Le rivelazioni di Snowden relative alle pratiche di sorveglianza del governo USA (ma non solo) nei riguardi di chi utilizzasse programmi o infrastrutture creati in stelle e strisce hanno terrorizzato molti utenti; in quel della nostra Europa, a percepire maggiormente il colpo è stata senza ombra di dubbio la Germania – ai danni della quale sono state esplicitamente rese pubbliche delle presunte pratiche di spionaggio internazionale da parte degli USA.

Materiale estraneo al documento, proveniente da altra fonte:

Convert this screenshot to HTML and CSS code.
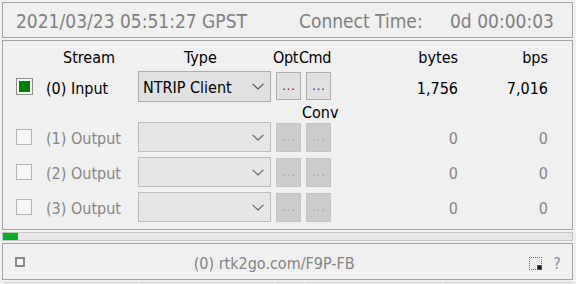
FILE: index.html
```html
<!DOCTYPE html>
<html>
<head>
<meta charset="utf-8">
<link rel="stylesheet" href="styles.css">
</head>
<body>
<div class="app">
  <div class="panel top">
    <span class="time">2021/03/23 05:51:27 GPST</span>
    <span class="ct">Connect Time:</span>
    <span class="elapsed">0d 00:00:03</span>
  </div>

  <div class="panel main">
    <div class="grid">
      <div class="h h-stream">Stream</div>
      <div class="h h-type">Type</div>
      <div class="h h-optcmd"><span class="opt">Opt</span><span>Cmd</span></div>
      <div class="h h-num c6">bytes</div>
      <div class="h h-num c7">bps</div>

      <div class="cb on r2"></div>
      <div class="lbl r2">(0) Input</div>
      <div class="combo r2"><span>NTRIP Client</span><svg width="12" height="7" viewBox="0 0 12 7"><path d="M0.5 0.8 L6 6 L11.5 0.8" stroke="#505050" stroke-width="1.1" fill="none"/></svg></div>
      <div class="btn r2 c4">...</div>
      <div class="btn r2 c5">...</div>
      <div class="num r2 c6">1,756</div>
      <div class="num r2 c7">7,016</div>

      <div class="conv">Conv</div>

      <div class="cb r4"></div>
      <div class="lbl dis r4">(1) Output</div>
      <div class="combo dis r4"><span></span><svg width="12" height="7" viewBox="0 0 12 7"><path d="M0.5 0.8 L6 6 L11.5 0.8" stroke="#606060" stroke-width="1.1" fill="none"/></svg></div>
      <div class="btn dis r4 c4">...</div>
      <div class="btn dis r4 c5">...</div>
      <div class="num dis r4 c6">0</div>
      <div class="num dis r4 c7">0</div>

      <div class="cb r5"></div>
      <div class="lbl dis r5">(2) Output</div>
      <div class="combo dis r5"><span></span><svg width="12" height="7" viewBox="0 0 12 7"><path d="M0.5 0.8 L6 6 L11.5 0.8" stroke="#606060" stroke-width="1.1" fill="none"/></svg></div>
      <div class="btn dis r5 c4">...</div>
      <div class="btn dis r5 c5">...</div>
      <div class="num dis r5 c6">0</div>
      <div class="num dis r5 c7">0</div>

      <div class="cb r6"></div>
      <div class="lbl dis r6">(3) Output</div>
      <div class="combo dis r6"><span></span><svg width="12" height="7" viewBox="0 0 12 7"><path d="M0.5 0.8 L6 6 L11.5 0.8" stroke="#606060" stroke-width="1.1" fill="none"/></svg></div>
      <div class="btn dis r6 c4">...</div>
      <div class="btn dis r6 c5">...</div>
      <div class="num dis r6 c6">0</div>
      <div class="num dis r6 c7">0</div>
    </div>
  </div>

  <div class="progress"><div class="fill" style="width:15px"></div></div>

  <div class="panel bottom">
    <span class="sq"></span>
    <span class="url">(0) rtk2go.com/F9P-FB</span>
    <svg class="winicon" width="13" height="13" viewBox="0 0 13 13">
      <g fill="#6a6a6a">
        <rect x="0" y="0" width="1" height="1"/><rect x="2" y="0" width="1" height="1"/><rect x="4" y="0" width="1" height="1"/><rect x="6" y="0" width="1" height="1"/><rect x="8" y="0" width="1" height="1"/><rect x="10" y="0" width="1" height="1"/><rect x="12" y="0" width="1" height="1"/>
        <rect x="0" y="2" width="1" height="1"/><rect x="0" y="4" width="1" height="1"/><rect x="0" y="6" width="1" height="1"/><rect x="0" y="8" width="1" height="1"/><rect x="0" y="10" width="1" height="1"/><rect x="0" y="12" width="1" height="1"/>
        <rect x="12" y="2" width="1" height="1"/><rect x="12" y="4" width="1" height="1"/><rect x="12" y="6" width="1" height="1"/>
        <rect x="2" y="12" width="1" height="1"/><rect x="4" y="12" width="1" height="1"/><rect x="6" y="12" width="1" height="1"/>
      </g>
      <rect x="8.5" y="8.5" width="4" height="4" fill="#111" stroke="#555" stroke-width="1"/>
    </svg>
    <span class="help">?</span>
  </div>

  <div class="status">
    <span class="seg s1"></span><span class="seg s2"></span><span class="seg s3"></span><span class="seg s4"></span><span class="seg s5"></span>
  </div>
</div>
</body>
</html>
```

FILE: styles.css
```css
html, body {
  margin: 0;
  padding: 0;
}
body {
  width: 576px;
  height: 284px;
  overflow: hidden;
  background: #f0f0f0;
  font-family: "DejaVu Sans Condensed", "DejaVu Sans", sans-serif;
  font-stretch: condensed;
  font-size: 16px;
  color: #000;
}
.app {
  padding: 2px 3px 0 2px;
}
.panel {
  border: 1px solid #a3a3a3;
  box-sizing: border-box;
}
.top {
  height: 36px;
  display: flex;
  align-items: center;
  color: #808080;
  font-size: 19px;
  padding-left: 13px;
  padding-top: 1px;
  margin-bottom: 2px;
}
.top .time { width: 283px; }
.top .ct { width: 151px; }

.main {
  height: 190px;
  padding: 0 0 2px 13px;
}
.grid {
  display: grid;
  grid-template-columns: 30px 92px 138px 30px 25px 127px 90px;
  grid-template-rows: 30px 31px 20px 35px 35px 35px;
  white-space: nowrap;
}
.h { grid-row: 1; align-self: center; padding-top: 3px; }
.h-stream { grid-column: 2; padding-left: 17px; }
.h-type { grid-column: 3; padding-left: 46px; }
.h-optcmd { grid-column: 4 / span 2; display: flex; margin-left: -3px; letter-spacing: -0.4px; }
.h-optcmd .opt { width: 31px; }
.h-num { text-align: right; }
.c4 { grid-column: 4; }
.c5 { grid-column: 5; }
.c6 { grid-column: 6; }
.c7 { grid-column: 7; }
.r2 { grid-row: 2; }
.r4 { grid-row: 4; }
.r5 { grid-row: 5; }
.r6 { grid-row: 6; }

.cb {
  grid-column: 1;
  width: 16px;
  height: 16px;
  box-sizing: border-box;
  border: 1px solid #b4b4b4;
  background: #f7f7f7;
  align-self: start;
  margin-top: 7px;
}
.cb.on {
  width: 17px;
  height: 17px;
  border-color: #8e8e8e;
  background: #008000;
  box-shadow: inset 0 0 0 2px #fafafa;
  align-self: center;
  margin-top: 0;
}
.lbl {
  grid-column: 2;
  align-self: start;
  line-height: 30px;
  padding-top: 2px;
}
.lbl.r2 { line-height: 31px; }
.dis { color: #858585; }

.combo {
  grid-column: 3;
  width: 133px;
  height: 30px;
  box-sizing: border-box;
  border: 1px solid #adadad;
  background: #e1e1e1;
  display: flex;
  align-items: center;
  justify-content: space-between;
  padding: 2px 6px 0 4px;
  align-self: start;
}
.combo svg { margin-top: -2px; }
.combo.r2 { height: 31px; }
.combo.dis {
  background: #e6e6e6;
  border-color: #bdbdbd;
}
.btn {
  width: 25px;
  height: 28px;
  box-sizing: border-box;
  border: 1px solid #adadad;
  background: #e1e1e1;
  align-self: start;
  margin-top: 1px;
  text-align: center;
  font-size: 12px;
  letter-spacing: 1px;
  text-indent: 1px;
  line-height: 27px;
  color: #301030;
}
.btn.dis {
  background: #cccccc;
  border-color: #c4c4c4;
  color: #a6a6a6;
  height: 29px;
  margin-top: 1px;
}
.num {
  text-align: right;
  align-self: start;
  line-height: 31px;
  padding-top: 2px;
}
.num.dis { line-height: 30px; }
.conv {
  grid-row: 3;
  grid-column: 5;
  margin-left: -4px;
  align-self: center;
  line-height: 20px;
  padding-top: 2px;
}

.progress {
  margin-top: 2px;
  height: 9px;
  box-sizing: border-box;
  border: 1px solid #c4c4c4;
  background: #e6e6e6;
}
.progress .fill {
  height: 100%;
  background: #06b025;
}

.bottom {
  margin-top: 2px;
  height: 37px;
  display: flex;
  align-items: center;
  padding: 0 11px 0 12px;
  color: #838383;
}
.sq {
  width: 10px;
  height: 10px;
  box-sizing: border-box;
  border: 2px solid #8a8a8a;
  background: #f4f4f4;
  margin-top: 1px;
}
.url {
  flex: 1;
  text-align: center;
  margin-left: -6px;
  padding-top: 3px;
}
.winicon { margin-top: 4px; margin-right: 11px; }
.help { color: #8a8aa6; padding-top: 3px; }

.status {
  margin-top: 2px;
  display: flex;
  height: 2px;
}
.seg {
  border-top: 1px solid #d4d4d4;
  border-left: 1px solid #ffffff;
  height: 1px;
}
.s1 { width: 135px; }
.s2 { width: 135px; }
.s3 { width: 30px; }
.s4 { width: 136px; }
.s5 { flex: 1; }
```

L’aggravante di questa presunta violazione (che i vertici NSA continuano a negare) è che tra le pratiche di sorveglianza figurassero l’inserimento volontario (probabilmente obbligato) di backdoor da parte di alcune potenti software house ed il relativo sfruttamento da parte delle agenzie di sicurezza, cosa praticamente impossibile da accertare a meno che i software proprietari non fossero analizzati da consulenti esterni alla software house che li produce.
La proposta di legge che inizia a farsi strada in Germania prevede proprio questo: avanzata da alcuni politici locali, tale decreto prevede di imporre a tutte le aziende tecnologiche operanti nel territorio tedesco di rivelare il codice sorgente del proprio software ed altri dati proprietari al fine di “sventare” potenziali tentativi di spionaggio.
Ciò andrebbe a colpire soprattutto le aziende leader del settore, che neppure a dirlo trovano per la maggiore radici negli USA, prime tra tutte Google (per la gran quantità di servizi online offerti) e Microsoft (principalmente per la diffusione su larga scala del proprio sistema operativo e della propria suite d’ufficio); se tale proposta dovesse concretizzarsi in legge, le big tecnologiche dovrebbero rivedere le proprie strategie di mercato in Germania.
Oltre che garantire la privacy di enti governativi e cittadini, tale decreto – che elimina di fatto il concetto di closed source – potrebbe andare ad influire all’ascesa delle infrastrutture cloud fatte e gestite “in casa”, proposte (ed in parte già concretizzate) da alcuni esperti del settore.